Downtown Muskegon Back On Track
The site’s owner, the nonprofit Downtown Muskegon Development Corp., will agree to incorporate the facades of two structures into designs for the development as long as the City of Muskegon does not attach any historical designation or restrictions to any of the buildings. The resolution, which still needs the approval of the Muskegon City Commission, will enable the downtown development group to bring Southfield-based Charter Development back into the project.
After working with the Downtown Muskegon Development Corp. for more than a year, Charter Development stepped away from the project in late November to avoid getting caught up in an emerging debate over the possible preservation of the five older buildings. The debate brought redevelopment of the 23-acre mall site to a temporary standstill as a resolution was sought.
Chris McGuigan, president of the Community Foundation for Muskegon County, which is a partner in the downtown development group, was confident the issue would get resolved and Charter Development would return to the project, putting the mall site’s redevelopment back on track.
Charter Development, she said, plans to reinstate a purchase agreement with the corporation once the city commission signs off on the deal to use the facades of the Century Club and Muskegon Savings Bank buildings and raze those structures and the three others to make way for redeveloping the mall site.
“I anticipated it would work out this way because the larger good is shared by everybody,” McGuigan said. “It was the community seeking the right solution. Together we figured out the optimal solution. It reclaims our history and still allows us to claim our future.”
In addition to the community foundation, partners in the Downtown Muskegon Development Corp. include the Paul C. Johnson Foundation and the Muskegon Area Chamber of Commerce.
While all the buildings themselves are rundown and would cost far too much to rehabilitate to make them useful, the Century Club and Muskegon Savings Bank facades do speak to Muskegon’s heritage and history and are worth preserving, McGuigan said.
“These facades are pretty. They evoke a memory of our past, and because they help us remember a traditional downtown that we love, we want to keep them,” she said. “If we can work with these, we’ll keep them.”
The next step, presuming the city commission accepts the resolution that a study panel unanimously endorsed late last month, is for Downtown Muskegon Development Corp. and Charter Development to finalize plans, line up financing, submit a site plan to the city by early spring, and formally seek zoning approval for the project, McGuigan said.
According to preliminary schematic plans drafted last year, Charter Development envisions turning the mall property into an urban village by extending Western Avenue through the heart of the property, re-opening First and Third streets leading toward Muskegon Lake, and developing 75,000 square feet of commercial space and 200 residential units via surrounding town homes and upper-floor lofts above storefronts.

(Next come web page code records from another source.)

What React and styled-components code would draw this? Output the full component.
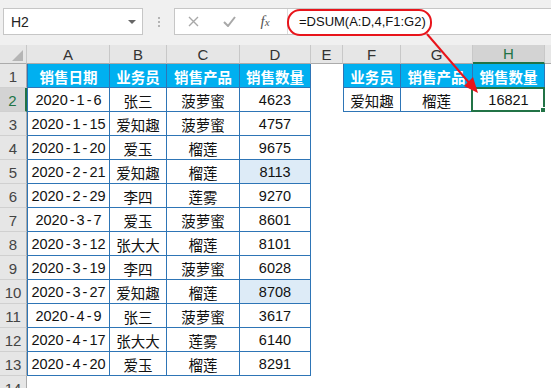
import React from "react";
import styled, { createGlobalStyle } from "styled-components";

const GlobalStyle = createGlobalStyle`
  html, body {
    margin: 0;
    padding: 0;
    background: #fff;
  }
  body {
    width: 551px;
    height: 388px;
    overflow: hidden;
    font-family: "Liberation Sans", Arial, sans-serif;
  }
`;

const blue = "#2e75b6";
const green = "#217346";

const Page = styled.div`
  position: relative;
  width: 551px;
  height: 388px;
  overflow: hidden;
  background: #fff;
`;

const Toolbar = styled.div`
  height: 45px;
  box-sizing: border-box;
  padding: 8px 0 0 3px;
  background: #f0f0f0;
  display: flex;
  align-items: flex-start;
`;

const NameBox = styled.div`
  width: 140px;
  height: 27px;
  box-sizing: border-box;
  border: 1px solid #c6c6c6;
  background: #fff;
  display: flex;
  align-items: center;
  justify-content: space-between;
  padding: 0 6px 0 7px;
  font-size: 14px;
  color: #222;
`;

const Caret = styled.span`
  width: 0;
  height: 0;
  border-left: 4px solid transparent;
  border-right: 4px solid transparent;
  border-top: 4px solid #666;
`;

const Dots = styled.div`
  width: 31px;
  height: 27px;
  display: flex;
  flex-direction: column;
  align-items: center;
  justify-content: center;
  gap: 2px;
  span {
    width: 2px;
    height: 2px;
    background: #b4b4b4;
  }
`;

const FormulaBox = styled.div`
  flex: 1;
  height: 27px;
  box-sizing: border-box;
  border: 1px solid #c6c6c6;
  border-right: none;
  background: #fff;
  display: flex;
  align-items: stretch;
`;

const IconArea = styled.div`
  width: 112px;
  display: flex;
  border-right: 1px solid #dcdcdc;
`;

const IconSlot = styled.div`
  width: 36px;
  display: flex;
  align-items: center;
  justify-content: center;
  color: #a8a8a8;
`;

const Fx = styled.span`
  font-family: "Liberation Serif", "Times New Roman", serif;
  font-style: italic;
  font-size: 15px;
  color: #555;
  small {
    font-size: 11px;
  }
`;

const FormulaText = styled.div`
  padding-left: 11px;
  display: flex;
  align-items: center;
  font-size: 13px;
  color: #111;
`;

const SheetGrid = styled.div`
  display: grid;
  grid-template-columns: 27px 83px 57px 73px 71px 32px 58px 72px 72px 30px;
  grid-template-rows: 19px repeat(14, 24px);
`;

const Corner = styled.div`
  position: relative;
  background: #e6e6e6;
  border-right: 1px solid #c8c8c8;
  border-bottom: 1px solid #ababab;
  box-sizing: border-box;
  &::after {
    content: "";
    position: absolute;
    right: 3px;
    bottom: 2px;
    width: 0;
    height: 0;
    border-left: 11px solid transparent;
    border-bottom: 11px solid #b5b5b5;
  }
`;

const ColHead = styled.div`
  box-sizing: border-box;
  background: ${({ $active }) => ($active ? "#d3d3d3" : "#e6e6e6")};
  color: ${({ $active }) => ($active ? green : "#333")};
  border-right: 1px solid #c8c8c8;
  border-bottom: ${({ $active }) => ($active ? `2px solid ${green}` : "1px solid #ababab")};
  display: flex;
  align-items: center;
  justify-content: center;
  font-size: 15px;
`;

const RowHead = styled.div`
  box-sizing: border-box;
  background: ${({ $active }) => ($active ? "#d3d3d3" : "#e6e6e6")};
  color: ${({ $active }) => ($active ? green : "#444")};
  border-right: ${({ $active }) => ($active ? `2px solid ${green}` : "1px solid #ababab")};
  border-bottom: 1px solid #d0d0d0;
  display: flex;
  align-items: center;
  justify-content: center;
  padding-top: 2px;
  font-size: 15px;
`;

const Cell = styled.div`
  position: relative;
  box-sizing: border-box;
  display: flex;
  align-items: center;
  justify-content: center;
  padding-top: 1px;
  white-space: nowrap;
  font-family: "Liberation Sans", "Noto Sans CJK SC", sans-serif;
  font-size: 14.5px;
  color: #111;
  background: ${({ $head, $hl }) => ($head ? "#00b0f0" : $hl ? "#ddebf7" : "#fff")};
  ${({ $head }) => $head && "color: #fff; font-weight: bold;"}
  ${({ $boxed }) => $boxed && `border-right: 1px solid ${blue}; border-bottom: 1px solid ${blue};`}
  ${({ $left }) => $left && `border-left: 1px solid ${blue};`}
`;

const Dash = styled.span`
  padding: 0 2px;
`;

const Selection = styled.div`
  position: absolute;
  top: -1px;
  left: -2px;
  right: -1px;
  bottom: -1px;
  border: 2px solid ${green};
  pointer-events: none;
`;

const Handle = styled.div`
  position: absolute;
  right: -4px;
  bottom: -4px;
  width: 5px;
  height: 5px;
  background: ${green};
  border: 1px solid #fff;
`;

const Annotation = styled.svg`
  position: absolute;
  top: 0;
  left: 0;
  pointer-events: none;
`;

// the last column only peeks in at the right edge, so its letter is off screen
const columns = [
  { key: "A", label: "A" },
  { key: "B", label: "B" },
  { key: "C", label: "C" },
  { key: "D", label: "D" },
  { key: "E", label: "E" },
  { key: "F", label: "F" },
  { key: "G", label: "G" },
  { key: "H", label: "H" },
  { key: "I", label: "" },
];

const sales = [
  ["2020-1-6", "张三", "菠萝蜜", "4623"],
  ["2020-1-15", "爱知趣", "菠萝蜜", "4757"],
  ["2020-1-20", "爱玉", "榴莲", "9675"],
  ["2020-2-21", "爱知趣", "榴莲", "8113", true],
  ["2020-2-29", "李四", "莲雾", "9270"],
  ["2020-3-7", "爱玉", "菠萝蜜", "8601"],
  ["2020-3-12", "张大大", "榴莲", "8101"],
  ["2020-3-19", "李四", "菠萝蜜", "6028"],
  ["2020-3-27", "爱知趣", "榴莲", "8708", true],
  ["2020-4-9", "张三", "菠萝蜜", "3617"],
  ["2020-4-17", "张大大", "莲雾", "6140"],
  ["2020-4-20", "爱玉", "榴莲", "8291"],
];

const criteria = [
  ["业务员", "销售产品", "销售数量"],
  ["爱知趣", "榴莲", "16821"],
];

function DateText({ value }) {
  const parts = value.split("-");
  return (
    <span>
      {parts.map((p, i) => (
        <React.Fragment key={i}>
          {i > 0 && <Dash>-</Dash>}
          {p}
        </React.Fragment>
      ))}
    </span>
  );
}

// what sits in a given cell: row r (1-based), column c (0 = A)
function cellAt(r, c) {
  if (c <= 3 && r <= 13) {
    if (r === 1) return { text: ["销售日期", "业务员", "销售产品", "销售数量"][c], head: true, boxed: true, left: c === 0 };
    const row = sales[r - 2];
    return { text: row[c], date: c === 0, hl: c === 3 && row[4], boxed: true, left: c === 0 };
  }
  if (c >= 5 && c <= 7 && r <= 2) {
    return { text: criteria[r - 1][c - 5], head: r === 1, boxed: true, left: c === 5, selected: r === 2 && c === 7 };
  }
  return { text: "" };
}

export default function App() {
  const rows = Array.from({ length: 14 }, (_, i) => i + 1);
  return (
    <Page>
      <GlobalStyle />
      <Toolbar>
        <NameBox>
          H2
          <Caret />
        </NameBox>
        <Dots>
          <span />
          <span />
          <span />
        </Dots>
        <FormulaBox>
          <IconArea>
            <IconSlot>
              <svg width="11" height="11" viewBox="0 0 11 11">
                <path d="M1 1 L10 10 M10 1 L1 10" stroke="currentColor" strokeWidth="1.4" />
              </svg>
            </IconSlot>
            <IconSlot>
              <svg width="13" height="11" viewBox="0 0 13 11">
                <path d="M1 6 L5 10 L12 1" stroke="currentColor" strokeWidth="2" fill="none" />
              </svg>
            </IconSlot>
            <IconSlot>
              <Fx>
                f<small>x</small>
              </Fx>
            </IconSlot>
          </IconArea>
          <FormulaText>=DSUM(A:D,4,F1:G2)</FormulaText>
        </FormulaBox>
      </Toolbar>

      <SheetGrid>
        <Corner />
        {columns.map((col) => (
          <ColHead key={col.key} $active={col.key === "H"}>
            {col.label}
          </ColHead>
        ))}
        {rows.map((r) => (
          <React.Fragment key={r}>
            <RowHead $active={r === 2}>{r}</RowHead>
            {columns.map((col, c) => {
              const info = cellAt(r, c);
              return (
                <Cell key={col.key} $head={info.head} $hl={info.hl} $boxed={info.boxed} $left={info.left}>
                  {info.date ? <DateText value={info.text} /> : info.text}
                  {info.selected && (
                    <Selection>
                      <Handle />
                    </Selection>
                  )}
                </Cell>
              );
            })}
          </React.Fragment>
        ))}
      </SheetGrid>

      <Annotation width="551" height="388" viewBox="0 0 551 388">
        <rect x="288" y="10" width="143" height="25" rx="12" ry="12" fill="none" stroke="#e8141b" strokeWidth="2" />
        <line x1="427" y1="34" x2="471" y2="85" stroke="#e8141b" strokeWidth="2" />
        <path d="M478 93 L464 86 L473 77 Z" fill="#e8141b" />
      </Annotation>
    </Page>
  );
}
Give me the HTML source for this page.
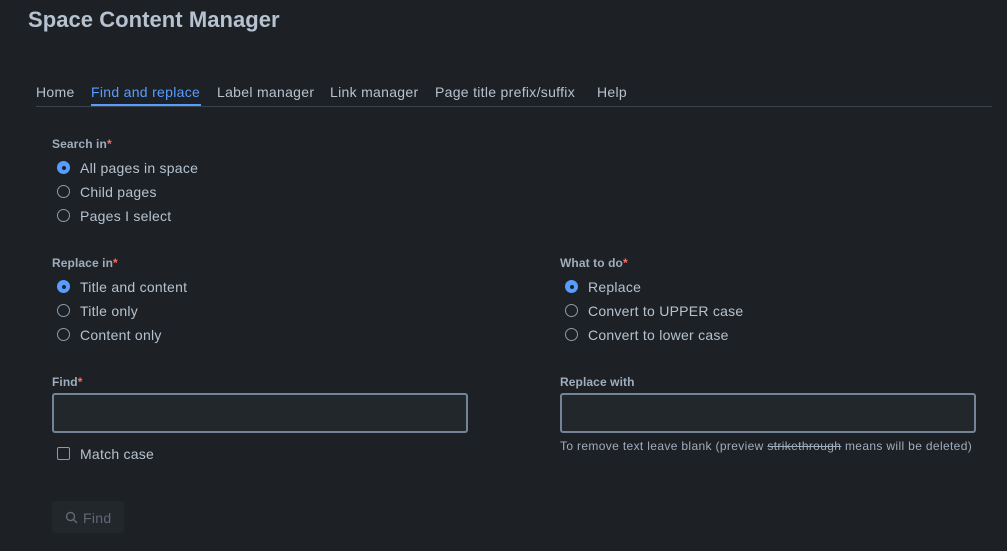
<!DOCTYPE html>
<html><head><style>
body{margin:0;width:1007px;height:551px;background:#1d2125;font-family:"Liberation Sans",sans-serif;color:#b6c2cf;position:relative;overflow:hidden}
.a{position:absolute;white-space:nowrap}
h1{position:absolute;left:28px;top:7px;margin:0;font-size:22px;font-weight:bold;color:#b6c2cf;letter-spacing:0.05px}
.tab{position:absolute;top:84px;font-size:14px;color:#b6c2cf;letter-spacing:0.3px}
.lbl{position:absolute;font-size:12px;font-weight:bold;color:#9fadbc;letter-spacing:0.1px}
.lbl i{color:#f87168;font-style:normal}
.r{position:absolute;font-size:14px;color:#b6c2cf;padding-left:28px;line-height:16px;letter-spacing:0.25px}
.r:before{content:"";position:absolute;left:5px;top:1px;width:11px;height:11px;border:1.5px solid #8c9bab;border-radius:50%}
.r.on:before{background:#579dff;border-color:#579dff;width:11px;height:11px}
.r.on:after{content:"";position:absolute;left:10px;top:6px;width:4px;height:4px;border-radius:50%;background:#1d2125}
.inp{position:absolute;height:36px;border:2px solid #738496;border-radius:3px;background:#22272b;box-sizing:border-box}
</style></head><body>
<h1>Space Content Manager</h1>
<div class="tab" style="left:36px">Home</div>
<div class="tab" style="left:91px;color:#579dff">Find and replace</div>
<div class="a" style="left:91px;top:104px;width:110px;height:2px;background:#579dff"></div>
<div class="tab" style="left:217px">Label manager</div>
<div class="tab" style="left:330px">Link manager</div>
<div class="tab" style="left:435px">Page title prefix/suffix</div>
<div class="tab" style="left:597px">Help</div>
<div class="a" style="left:36px;top:106px;width:956px;height:1px;background:#3b4249"></div>

<div class="lbl" style="left:52px;top:137px">Search in<i>*</i></div>
<div class="r on" style="left:52px;top:160px">All pages in space</div>
<div class="r" style="left:52px;top:184px">Child pages</div>
<div class="r" style="left:52px;top:208px">Pages I select</div>

<div class="lbl" style="left:52px;top:256px">Replace in<i>*</i></div>
<div class="r on" style="left:52px;top:279px">Title and content</div>
<div class="r" style="left:52px;top:303px">Title only</div>
<div class="r" style="left:52px;top:327px">Content only</div>

<div class="lbl" style="left:560px;top:256px">What to do<i>*</i></div>
<div class="r on" style="left:560px;top:279px">Replace</div>
<div class="r" style="left:560px;top:303px">Convert to UPPER case</div>
<div class="r" style="left:560px;top:327px">Convert to lower case</div>

<div class="lbl" style="left:52px;top:375px">Find<i>*</i></div>
<div class="inp" style="left:52px;top:393px;width:416px;height:40px"></div>
<div class="lbl" style="left:560px;top:375px">Replace with</div>
<div class="inp" style="left:560px;top:393px;width:416px;height:40px"></div>
<div class="a" style="left:560px;top:439px;font-size:12px;color:#9fadbc;letter-spacing:0.35px">To remove text leave blank (preview <s>strikethrough</s> means will be deleted)</div>

<div class="a" style="left:57px;top:447px;width:11px;height:11px;border:1.5px solid #8c9bab;border-radius:2px"></div>
<div class="a" style="left:80px;top:446px;font-size:14px;letter-spacing:0.25px">Match case</div>

<div class="a" style="left:52px;top:501px;width:72px;height:32px;background:#22272b;border-radius:3px"></div>
<svg class="a" style="left:65px;top:511px" width="13" height="13" viewBox="0 0 13 13"><circle cx="5.5" cy="5.5" r="4" fill="none" stroke="#5d6a77" stroke-width="1.4"/><path d="M8.5 8.5L12 12" stroke="#5d6a77" stroke-width="1.4"/></svg>
<div class="a" style="left:83px;top:510px;font-size:14px;color:#5d6a77;letter-spacing:0.3px">Find</div>
</body></html>
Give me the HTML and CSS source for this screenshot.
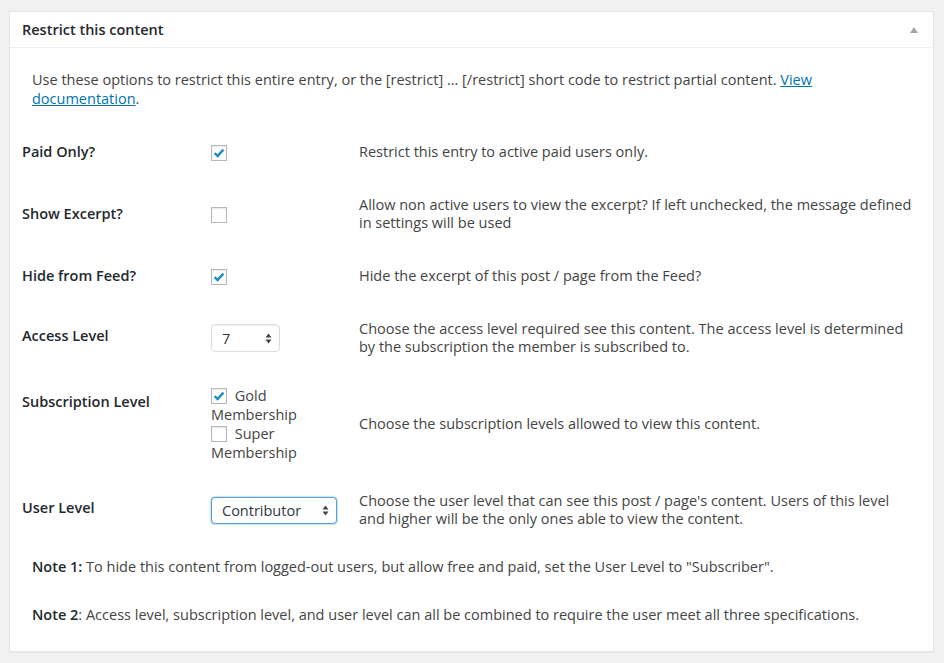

Frank Bednarek, vice president for Hooker/DeJong, the Muskegon architectural firm working with Charter Development to design the project, said the final development plan will incorporate the vision formulated in the recent Imagine Muskegon community planning process that encourages development and redevelopment that builds on downtown Muskegon’s history and heritage and creates complementary uses and the free flow of pedestrian and vehicular traffic.
In showing off ideas for the mall site, Bednarek emphasized that plans are still evolving and will continue to do so. Market demands will dictate specific building sizes and heights and architectural designs, he said.
“We’re still in concept here,” Bednarek, whose company was a consultant in the Imagine Muskegon process, said recently in unveiling preliminary schematic designs for the mall site.
“It is a work in progress. This is not the final piece, but there are some elements that are very related to the development,” Bednarek said. “Obviously, the market is going to drive this to the large extent.”
Though the façades of the Century Club and Muskegon Savings Bank buildings are usable, saving them comes with a cost. Using the facades will add to the cost of the commercial space developed using those facades, Bednarek said.